Curatorview [Alfredo Cramerotti]

Wealthy Family

Posted in Thoughts.Coaching by Curatorview on November 26, 2007

During coaching sessions, or informal chatting, it happens quite often to discuss the importance of coming from a wealthy family, which is seen as an absolute advantage for pursuing the creative career one wants. It seems that a wealthy family is all one needs to have in order to start a successful profession in the arts. I would like to question this assumption.

Being wealthy helps to get into the best schools, master courses and it might even allow the person to finance his or her own projects: if you have the money to fund your own production, say a book, an exhibition, a film, what else can you ask for? Family wealthy also provides you with the social links that one needs in order to become a well-spoken, networked, high-status cultural producer: in short, if you belong to a rich family, you will have access to powerful people, which can go a long way, as everybody knows.

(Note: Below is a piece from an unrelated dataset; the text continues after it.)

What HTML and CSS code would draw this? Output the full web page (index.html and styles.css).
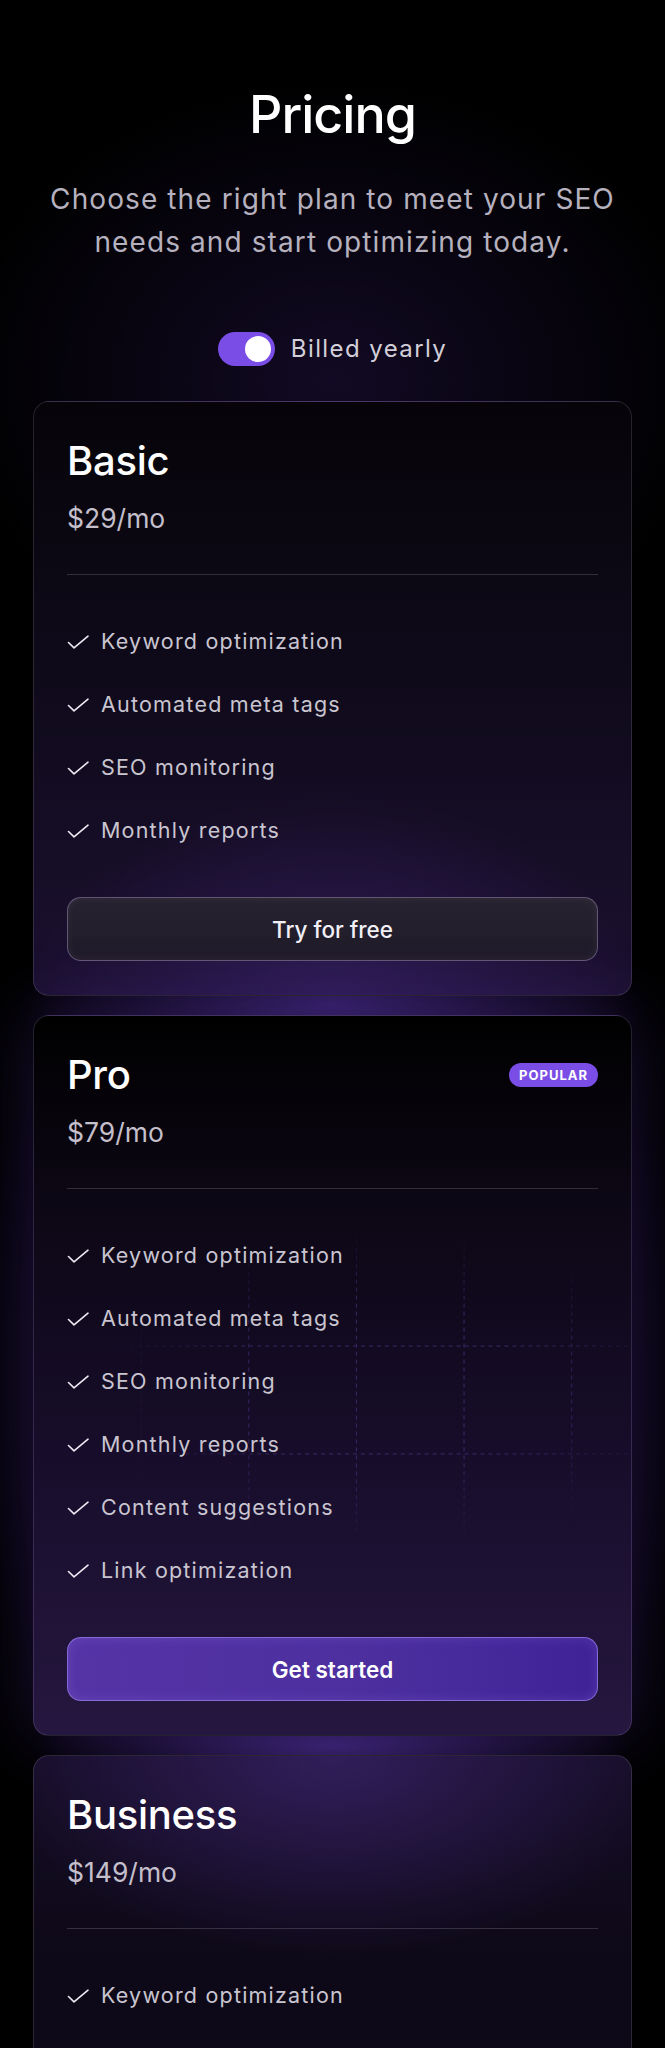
FILE: index.html
```html
<!DOCTYPE html>
<html lang="en">
  <head>
    <meta charset="utf-8">
    <meta name="viewport" content="width=device-width, initial-scale=1.0">
    <title>Pricing</title>
    <link rel="stylesheet" href="styles.css">
  </head>
  <body>
    <section class="pricing">
      <h1 class="pricing-title">Pricing</h1>
      <p class="pricing-subtitle">Choose the right plan to meet your SEO needs and start optimizing today.</p>

      <div class="billing-toggle">
        <span class="switch on"><span class="switch-knob"></span></span>
        <span class="billing-label">Billed yearly</span>
      </div>

      <div class="plans">
        <!-- Basic -->
        <div class="plan plan-basic">
          <div class="plan-head">
            <h2 class="plan-name">Basic</h2>
          </div>
          <div class="plan-price">$29/mo</div>
          <hr class="plan-divider">
          <ul class="plan-features">
            <li><svg class="check" viewBox="0 0 22 14"><polyline points="1.5,7.5 7,12.8 21,1.2"/></svg>Keyword optimization</li>
            <li><svg class="check" viewBox="0 0 22 14"><polyline points="1.5,7.5 7,12.8 21,1.2"/></svg>Automated meta tags</li>
            <li><svg class="check" viewBox="0 0 22 14"><polyline points="1.5,7.5 7,12.8 21,1.2"/></svg>SEO monitoring</li>
            <li><svg class="check" viewBox="0 0 22 14"><polyline points="1.5,7.5 7,12.8 21,1.2"/></svg>Monthly reports</li>
          </ul>
          <button class="plan-button">Try for free</button>
        </div>

        <!-- Pro -->
        <div class="plan plan-pro">
          <svg class="plan-grid" viewBox="0 0 599 720" preserveAspectRatio="none">
            <g stroke="#3a2a6a" stroke-width="1" stroke-dasharray="4 4">
              <line x1="107.5" y1="200" x2="107.5" y2="520"/>
              <line x1="215.5" y1="200" x2="215.5" y2="520"/>
              <line x1="323.5" y1="200" x2="323.5" y2="520"/>
              <line x1="431.5" y1="200" x2="431.5" y2="520"/>
              <line x1="539.5" y1="200" x2="539.5" y2="520"/>
              <line x1="0" y1="330.5" x2="599" y2="330.5"/>
              <line x1="0" y1="438.5" x2="599" y2="438.5"/>
            </g>
          </svg>
          <div class="plan-head">
            <h2 class="plan-name">Pro</h2>
            <span class="badge">Popular</span>
          </div>
          <div class="plan-price">$79/mo</div>
          <hr class="plan-divider">
          <ul class="plan-features">
            <li><svg class="check" viewBox="0 0 22 14"><polyline points="1.5,7.5 7,12.8 21,1.2"/></svg>Keyword optimization</li>
            <li><svg class="check" viewBox="0 0 22 14"><polyline points="1.5,7.5 7,12.8 21,1.2"/></svg>Automated meta tags</li>
            <li><svg class="check" viewBox="0 0 22 14"><polyline points="1.5,7.5 7,12.8 21,1.2"/></svg>SEO monitoring</li>
            <li><svg class="check" viewBox="0 0 22 14"><polyline points="1.5,7.5 7,12.8 21,1.2"/></svg>Monthly reports</li>
            <li><svg class="check" viewBox="0 0 22 14"><polyline points="1.5,7.5 7,12.8 21,1.2"/></svg>Content suggestions</li>
            <li><svg class="check" viewBox="0 0 22 14"><polyline points="1.5,7.5 7,12.8 21,1.2"/></svg>Link optimization</li>
          </ul>
          <button class="plan-button primary">Get started</button>
        </div>

        <!-- Business -->
        <div class="plan plan-business">
          <div class="plan-head">
            <h2 class="plan-name">Business</h2>
          </div>
          <div class="plan-price">$149/mo</div>
          <hr class="plan-divider">
          <ul class="plan-features">
            <li><svg class="check" viewBox="0 0 22 14"><polyline points="1.5,7.5 7,12.8 21,1.2"/></svg>Keyword optimization</li>
          </ul>
        </div>
      </div>
    </section>
  </body>
</html>
```

FILE: styles.css
```css
* {
  box-sizing: border-box;
}
body {
  margin: 0;
  padding: 0;
  font-family: Inter, "Noto Sans", sans-serif;
  color: #fff;
  background:
    radial-gradient(ellipse 320px 90px at 50% 1005px, rgba(88, 52, 170, 0.55), transparent),
    radial-gradient(ellipse 300px 60px at 50% 1746px, rgba(88, 52, 170, 0.6), transparent),
    radial-gradient(ellipse 420px 420px at 50% 1380px, rgba(70, 40, 140, 0.35), transparent),
    radial-gradient(ellipse 380px 300px at 50% 380px, rgba(40, 22, 80, 0.45), transparent),
    #000;
  min-height: 2048px;
}
.pricing {
  padding: 83px 33px 0;
}
.pricing-title {
  margin: 0;
  text-align: center;
  font-size: 52px;
  line-height: 64px;
  font-weight: 500;
  letter-spacing: -1px;
}
.pricing-subtitle {
  margin: 31px auto 0;
  max-width: 599px;
  text-align: center;
  font-size: 28px;
  line-height: 43px;
  letter-spacing: 1.1px;
  color: #b6b1be;
}
.billing-toggle {
  margin-top: 68px;
  display: flex;
  justify-content: center;
  align-items: center;
  gap: 16px;
}
.switch {
  width: 57px;
  height: 34px;
  border-radius: 17px;
  background: #7a4de6;
  padding: 4px;
  display: flex;
  justify-content: flex-end;
}
.switch-knob {
  width: 26px;
  height: 26px;
  border-radius: 50%;
  background: #fff;
}
.billing-label {
  font-size: 24px;
  line-height: 34px;
  letter-spacing: 1.4px;
  color: #d3cfd9;
}
.plans {
  margin-top: 35px;
  display: flex;
  flex-direction: column;
  gap: 19px;
}
.plan {
  position: relative;
  border: 1px solid rgba(255, 255, 255, 0.13);
  border-radius: 16px;
  padding: 33px 33px 34px;
  overflow: hidden;
}
.plan-basic {
  background:
    radial-gradient(ellipse 300px 200px at 50% 100%, rgba(60, 34, 110, 0.6), transparent),
    linear-gradient(180deg, #060409 0%, #0f0a1a 45%, #1b1030 100%);
}
.plan-pro {
  background: linear-gradient(180deg, #000 0%, #0c0714 25%, #170d2a 60%, #25173f 100%);
  border-color: rgba(180, 160, 230, 0.2);
  box-shadow: 0 0 70px rgba(80, 45, 160, 0.35);
}
.plan-business {
  background:
    radial-gradient(ellipse 340px 200px at 50% 0%, rgba(56, 34, 104, 0.8), transparent),
    linear-gradient(180deg, #150d26 0%, #0e0918 50%, #0c0816 100%);
  padding-bottom: 0;
  height: 400px;
}
.plan-grid {
  position: absolute;
  left: 0;
  top: 0;
  width: 100%;
  height: 100%;
  -webkit-mask-image: radial-gradient(ellipse 300px 170px at 60% 52%, #000 45%, transparent 100%);
  mask-image: radial-gradient(ellipse 300px 170px at 60% 52%, #000 45%, transparent 100%);
}
.plan > *:not(.plan-grid) {
  position: relative;
}
.plan-head {
  display: flex;
  justify-content: space-between;
  align-items: center;
}
.plan-name {
  margin: 0;
  font-size: 40px;
  line-height: 52px;
  font-weight: 500;
  letter-spacing: -0.3px;
}
.badge {
  background: #7a4de6;
  color: #fff;
  font-size: 13px;
  font-weight: 700;
  letter-spacing: 1px;
  text-transform: uppercase;
  line-height: 24px;
  padding: 0 10px;
  border-radius: 12px;
}
.plan-price {
  margin-top: 11px;
  font-size: 26.5px;
  line-height: 40px;
  color: #c4bfcb;
}
.plan-divider {
  margin: 36px 0 0;
  border: none;
  height: 1px;
  background: rgba(255, 255, 255, 0.16);
}
.plan-features {
  list-style: none;
  margin: 34px 0 36px;
  padding: 0;
}
.plan-features li {
  display: flex;
  align-items: center;
  gap: 12px;
  height: 63px;
  font-size: 21.5px;
  letter-spacing: 1.2px;
  color: #c9c5d0;
}
.check {
  width: 22px;
  height: 14px;
  margin-top: 3px;
  fill: none;
  stroke: #eeeaf3;
  stroke-width: 1.6;
  stroke-linecap: round;
  stroke-linejoin: round;
}
.plan-button {
  display: block;
  width: 100%;
  height: 64px;
  border-radius: 14px;
  border: 1px solid rgba(150, 135, 175, 0.55);
  background: linear-gradient(180deg, #272230 0%, #201b29 100%);
  box-shadow: inset 0 0 10px rgba(255, 255, 255, 0.06);
  color: #f2f0f6;
  font-family: inherit;
  font-size: 22.5px;
  font-weight: 500;
  cursor: pointer;
}
.plan-button.primary {
  border-color: rgba(150, 120, 230, 0.8);
  background: linear-gradient(90deg, #5534a6 0%, #4d2f9f 55%, #3f2396 100%);
  box-shadow: inset 0 0 12px rgba(170, 140, 255, 0.2);
  color: #fff;
  font-weight: 600;
}
```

It will give you not just more means, but also good habits, psychological finesse, travelling, and also traditions: well-established roots, family identity, a sort of model ‘how to stay and move in the world’. If you come from a rich family, you’ll become someone quickly at ease within the environments where decisions are made. Unfair, but true.

Now, what possible advantage could one get from NOT belonging to this category of people?

First, one has more motivations to get out of a disadvantaged situation, and more drive to achieve his/her goals: if you come from a poor environment, you don’t already have what you need, and you are more willing to commit to get results. Basically, you have more of that ‘primary energy’, which you cannot get anywhere if not in real need of something. The disadvantaged person knows very well that nothing will happen if s/he doesn’t make it happening. No fear, no scary about anything. Do not underestimate this strength.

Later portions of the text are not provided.